• Project name:

    Biodiversity Conservation and Management Project, Douala-Edea Reserve

  • Location:

    Douala-Edea wildlife Reserve , Littoral, Cameroon

  • Start Date:


  • End Date:



Located in the littoral province, the Douala-Edea wildlife Reserve is one of the largest and biologically rich nature reserves in Cameroon covering more than 160 000 ha created by the French colonial administration in 1932. The natural boundaries of the reserve are defined by major Cameroon rivers: the Wouri and Dimbaba in the north, River Nyong in the east, the Atlantic Ocean in the west and River Sanaga, the largest of Cameroon rivers with a total length of 918km with its 25 km segment in the reserve. Placed under category A, the reserve has a unique richness in biodiversity with varied vegetation types especially the tropical Congolian low altitude rainforest, permanent and seasonal innodated and extensive mangrove forests. The diverse vegetation types coupled with the dense hydrological network of rivers, lakes, creeks, sea, etc habour quite diverse faunal species of conservation Importance especially: forest elephants, primates (chimpanzees, monkeys), manatees, crocodiles, marine turtles, dauphins, sharks, over 132 species of fish , 298 species of birds with 70 species of water birds including local, regional migrants and paleartic species.

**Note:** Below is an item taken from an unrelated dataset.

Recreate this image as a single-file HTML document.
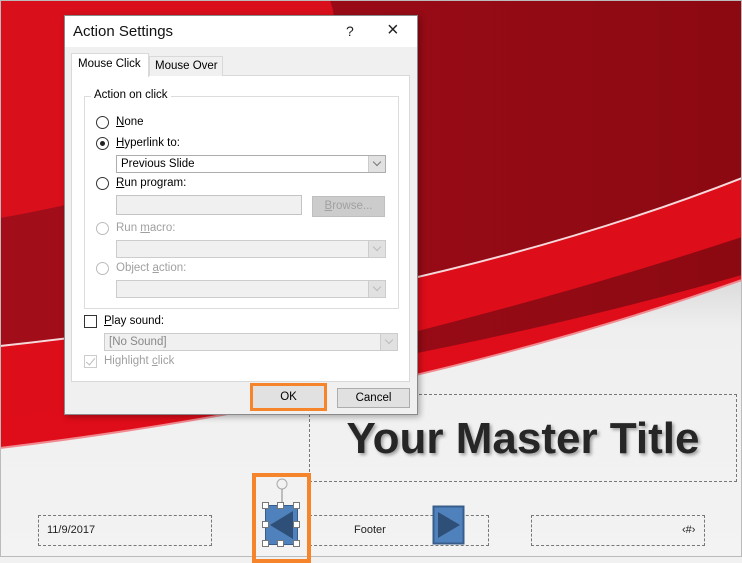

With the management of the reserve ensured by a conservator and a single guard, the reserve has been under threat from encroachment and overexploitation of the forest and marine resources. Being situated within 54km distance from three major cities Douala, Edea and Kribi with an estimated population of 2.5million inhabitants which inevitably pose serious threats to natural resources in the region especially in terms of demand of bush meat and agricultural products to meet urban needs. Local fish exports from Douala-Edea to cities are estimated at 500tons per year generating Euros 1million. More than 4620m3 per year of mangroves is consumed as fuel wood for fish smoking by local fishing communities in the region with foreign nationals from Nigeria, Ghana, Benin, etc comprising 70% of the mangrove and coastal communities. Current rates of mangrove exploitation are judged rather unsustainable and may in the long-term result in damaging watershed functions and other biological values of this globally threatened vegetation type. As a major and important wetland area, Douala-Edea forest has to be protected and sustainable use activities by over 10 000 local population living within and at the periphery of the reserve and other stakeholders encouraged for the region’s high and rich biological diversity to be preserved. Other major threats to biodiversity of the area include expansion of highly mechanised agricultural activities with rubber and palm plantations and petroleum exploration activities.